Sunday, November 30, 2008

The Conversation in Books

My book shelves are filled with books I have yet to read and my Amazon wish list and Goodreads "to be read" list both sport a huge number of books. Not infrequently, however, someone I love speaks of a book they are reading. Their tone of voice and facial expression tell of their delight with the book and reveal how it has touched them in some way. Immediately, my curiosity is aroused, and so I set aside the long list of books calling to me to see what has called them.

When August was reading Redwall, his enthusiasm piqued my interest, so I read the first book in the series. When Taylor was reading Harriet the Spy, I wanted to re-read it, and after Anna Mae read Pegeen, the second in a series by Hilda Van Stockum, I borrowed it. I read The Body Ecology Diet after Jennie Lou found it, and I read the Faith Club based on Ashley's comments. When Ginger described the wonders of Christiane Northrup's Women's Bodies, Women's Wisdom, I bought and read it. Every time I talk to Andrea, I leave eager to read the books currently on her bed-side stand, and Culley's pleasure with the audio production of The Subtle Knife had me running home to download it.

I know that books serve as a conversation; I learned this back when I was in school. Writers of any merit are conversing both with earlier writers as well as with their audience of readers. Anyone who has been in a book club or shared a book with another person recognizes the way in which books evoke conversations among readers. For me, the conversation moves beyond this, however, for I've found that reading books that appeal to people I love also serves as a window in their hearts and minds because it seems clear that the book's appeal is likely a reflection of their thinking and values.

That's why when Raleigh spoke about enjoying The Shack, I immediately bought and read it. I knew the book was Christian fiction and that the spiritual ideology was likely to differ from my own, but I wasn't reading it to find support for my own practice. I was more interested in the tale that evoked my son's satisfaction with this book. I wanted to know him through a story he loved.
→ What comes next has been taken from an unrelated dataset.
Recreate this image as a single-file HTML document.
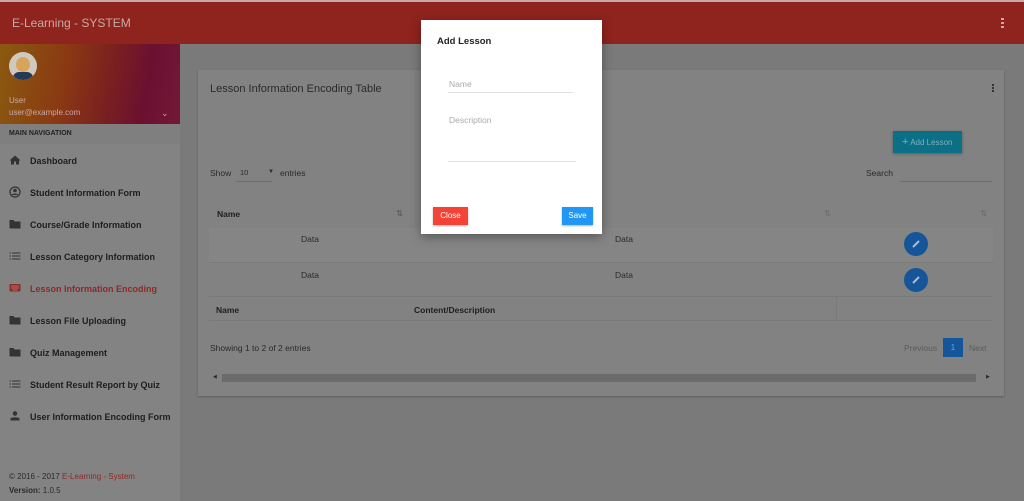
<!DOCTYPE html>
<html><head><meta charset="utf-8"><style>
*{margin:0;padding:0;box-sizing:border-box}
body{width:1024px;height:501px;overflow:hidden;background:#7a7a7a;font-family:"Liberation Sans",Arial,sans-serif;position:relative}
.a{position:absolute}
.hdr{left:0;top:0;width:1024px;height:44px;background:#8f231d;border-top:2px solid #c9a9a7}
.side{left:0;top:44px;width:180px;height:457px;background:#838383}
.nav{left:0;width:180px;font-size:9px;font-weight:bold;color:#1e1e1e}
.nav span{position:absolute;left:30px;top:0;white-space:nowrap}
.ic{position:absolute;left:9px;top:-1px;width:12px;height:10px}
.card{left:198px;top:70px;width:806px;height:326px;background:#828282;box-shadow:0 1px 2px rgba(0,0,0,.25)}
.t{font-size:8.5px;color:#2a2a2a}
.b{font-weight:bold;color:#1e1e1e}
.fab{width:24px;height:24px;border-radius:50%;background:#15559a}
</style></head><body>
<div class="a hdr"></div>
<div class="a" style="left:12px;top:16px;color:#c8a9a5;font-size:12px">E-Learning - SYSTEM</div>
<div class="a" style="left:1001px;top:18px;width:3px;height:10px;background:repeating-linear-gradient(#c8a9a5 0 2px,transparent 2px 4px)"></div>

<div class="a side"></div>
<div class="a" style="left:0;top:44px;width:180px;height:80px;background:linear-gradient(100deg,#8a5a10 0%,#8a3a12 35%,#7a2020 60%,#6a1030 80%,#751838 100%)"></div>
<div class="a" style="left:9px;top:52px;width:28px;height:28px;border-radius:50%;background:#cfc9c0;overflow:hidden"><div style="position:absolute;left:7px;top:5px;width:14px;height:15px;border-radius:50%;background:#d7a45a"></div><div style="position:absolute;left:4px;top:20px;width:20px;height:10px;background:#233a5a;border-radius:6px 6px 0 0"></div></div>
<div class="a" style="left:9px;top:96px;font-size:8px;color:#c9a9a9">User</div>
<div class="a" style="left:9px;top:108px;font-size:8px;color:#c9a9a9">user@example.com</div>
<div class="a" style="left:161px;top:108px;font-size:9px;color:#c9a9a9">&#8964;</div>
<div class="a" style="left:0;top:124px;width:180px;height:20px;background:#7f7f7f"></div>
<div class="a" style="left:9px;top:130px;font-size:7px;font-weight:bold;color:#222">MAIN NAVIGATION</div>

<div class="a nav" style="top:156px"><svg class="ic" viewBox="0 0 24 20"><path d="M12 1L1 11h3v8h6v-6h4v6h6v-8h3z" fill="#333"/></svg><span>Dashboard</span></div>
<div class="a nav" style="top:188px"><svg class="ic" viewBox="0 0 24 24" style="height:12px;top:-2px"><circle cx="12" cy="12" r="10" fill="none" stroke="#333" stroke-width="2.5"/><circle cx="12" cy="9" r="3.5" fill="#333"/><path d="M5 18c3-4 11-4 14 0" fill="#333"/></svg><span>Student Information Form</span></div>
<div class="a nav" style="top:220px"><svg class="ic" viewBox="0 0 24 20"><path d="M1 2h8l2 3h12v14H1z" fill="#333"/></svg><span>Course/Grade Information</span></div>
<div class="a nav" style="top:252px"><svg class="ic" viewBox="0 0 24 20"><path d="M1 3h3v2H1zm5 0h17v2H6zM1 9h3v2H1zm5 0h17v2H6zM1 15h3v2H1zm5 0h17v2H6z" fill="#333"/></svg><span>Lesson Category Information</span></div>
<div class="a nav" style="top:284px;color:#8e2a26"><svg class="ic" viewBox="0 0 24 20"><rect x="1" y="2" width="22" height="15" rx="2" fill="#8e2a26"/><path d="M4 6h16M4 10h16M7 14h10" stroke="#c08a88" stroke-width="1.5"/></svg><span>Lesson Information Encoding</span></div>
<div class="a nav" style="top:316px"><svg class="ic" viewBox="0 0 24 20"><path d="M1 2h8l2 3h12v14H1z" fill="#333"/></svg><span>Lesson File Uploading</span></div>
<div class="a nav" style="top:348px"><svg class="ic" viewBox="0 0 24 20"><path d="M1 2h8l2 3h12v14H1z" fill="#333"/></svg><span>Quiz Management</span></div>
<div class="a nav" style="top:380px"><svg class="ic" viewBox="0 0 24 20"><path d="M1 3h3v2H1zm5 0h17v2H6zM1 9h3v2H1zm5 0h17v2H6zM1 15h3v2H1zm5 0h17v2H6z" fill="#333"/></svg><span>Student Result Report by Quiz</span></div>
<div class="a nav" style="top:412px"><svg class="ic" viewBox="0 0 24 20"><circle cx="12" cy="5" r="4.5" fill="#333"/><path d="M3 19v-4c0-3 18-3 18 0v4z" fill="#333"/></svg><span>User Information Encoding Form</span></div>
<div class="a" style="left:9px;top:472px;font-size:8px;color:#2a2a2a">© 2016 - 2017 <span style="color:#8e2a26">E-Learning - System</span></div>
<div class="a" style="left:9px;top:486px;font-size:8px;color:#2a2a2a"><b>Version:</b> 1.0.5</div>

<div class="a card"></div>
<div class="a t" style="left:210px;top:83px;font-size:11px">Lesson Information Encoding Table</div>
<div class="a" style="left:992px;top:84px;width:2px;height:8px;background:repeating-linear-gradient(#333 0 2px,transparent 2px 3px)"></div>
<div class="a" style="left:893px;top:131px;width:69px;height:22px;background:#0b6f86;box-shadow:0 1px 3px rgba(0,0,0,.3);color:#7fb0bd;font-size:8px;line-height:22px;padding-left:9px;white-space:nowrap"><span style="font-size:11px">+</span> Add Lesson</div>
<div class="a t" style="left:210px;top:168px">Show</div>
<div class="a t" style="left:240px;top:168px;font-size:7.5px">10</div>
<div class="a" style="left:236px;top:181px;width:36px;height:1px;background:#6e6e6e"></div>
<div class="a t" style="left:268px;top:169px;font-size:6px">▼</div>
<div class="a t" style="left:280px;top:168px">entries</div>
<div class="a t" style="left:866px;top:168px">Search</div>
<div class="a" style="left:900px;top:181px;width:92px;height:1px;background:#6e6e6e"></div>

<div class="a" style="left:209px;top:228px;width:784px;height:34px;background:#858585"></div>
<div class="a" style="left:209px;top:262px;width:784px;height:1px;background:#7a7a7a"></div>
<div class="a" style="left:209px;top:296px;width:784px;height:1px;background:#7a7a7a"></div>
<div class="a" style="left:209px;top:320px;width:784px;height:1px;background:#7a7a7a"></div>
<div class="a" style="left:836px;top:296px;width:1px;height:24px;background:#7a7a7a"></div>
<div class="a t b" style="left:217px;top:209px">Name</div>
<div class="a t" style="left:396px;top:208px;color:#555">⇅</div>
<div class="a t" style="left:824px;top:208px;color:#6a6a6a">⇅</div>
<div class="a t" style="left:980px;top:208px;color:#6a6a6a">⇅</div>
<div class="a t" style="left:301px;top:234px">Data</div>
<div class="a t" style="left:615px;top:234px">Data</div>
<div class="a t" style="left:301px;top:270px">Data</div>
<div class="a t" style="left:615px;top:270px">Data</div>
<div class="a fab" style="left:904px;top:232px"><svg viewBox="0 0 24 24" width="24" height="24"><path d="M9 15l6-6" stroke="#a9bcd4" stroke-width="2"/></svg></div>
<div class="a fab" style="left:904px;top:268px"><svg viewBox="0 0 24 24" width="24" height="24"><path d="M9 15l6-6" stroke="#a9bcd4" stroke-width="2"/></svg></div>
<div class="a t b" style="left:216px;top:305px">Name</div>
<div class="a t b" style="left:414px;top:305px">Content/Description</div>
<div class="a t" style="left:210px;top:343px">Showing 1 to 2 of 2 entries</div>
<div class="a t" style="left:904px;top:343px;color:#5a5a5a">Previous</div>
<div class="a" style="left:943px;top:338px;width:20px;height:19px;background:#15559a;color:#7f9fc4;font-size:8px;text-align:center;line-height:19px">1</div>
<div class="a t" style="left:969px;top:343px;color:#5a5a5a">Next</div>
<div class="a" style="left:222px;top:374px;width:754px;height:8px;background:#6b6b6b"></div>
<div class="a t" style="left:213px;top:374px;font-size:5px">◀</div>
<div class="a t" style="left:986px;top:374px;font-size:5px">▶</div>

<div class="a" style="left:421px;top:20px;width:181px;height:214px;background:#fff;box-shadow:0 3px 10px rgba(0,0,0,.35)"></div>
<div class="a" style="left:437px;top:36px;font-size:9.5px;font-weight:bold;color:#222">Add Lesson</div>
<div class="a" style="left:449px;top:79px;font-size:8.5px;color:#aaa">Name</div>
<div class="a" style="left:448px;top:92px;width:125px;height:1px;background:#e0e0e0"></div>
<div class="a" style="left:449px;top:115px;font-size:8.5px;color:#aaa">Description</div>
<div class="a" style="left:448px;top:161px;width:128px;height:1px;background:#e0e0e0"></div>
<div class="a" style="left:433px;top:207px;width:35px;height:18px;background:#f44336;color:#fff;font-size:8px;line-height:18px;text-align:center;box-shadow:0 1px 2px rgba(0,0,0,.3)">Close</div>
<div class="a" style="left:562px;top:207px;width:31px;height:18px;background:#2196f3;color:#fff;font-size:8px;line-height:18px;text-align:center;box-shadow:0 1px 2px rgba(0,0,0,.3)">Save</div>
</body></html>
I wasn't disappointed. I found a window into the nature of his faith and the manner in which love and forgiveness serve as his underpinnings. Though Raleigh and I have not spoken directly about this book, I feel like we've had a conversation because we've read the same words on the page and we've each responded these words. As I read The Shack, I was able to consider where our thinking was likely to have connected and where it might have diverged in response to William Paul Young's story, just as I wondered about Jennie Lou's and Taylor's thoughts when I read The Body Ecology Diet and Harriet the Spy.

The conversation offered by books is far reaching, rich, and deeply satisfying. It's always worth it to put aside a book on my list to pick up one enjoyed by my dear ones.

1 comment:

Jennie Lou said...

A reflection of your real love for us.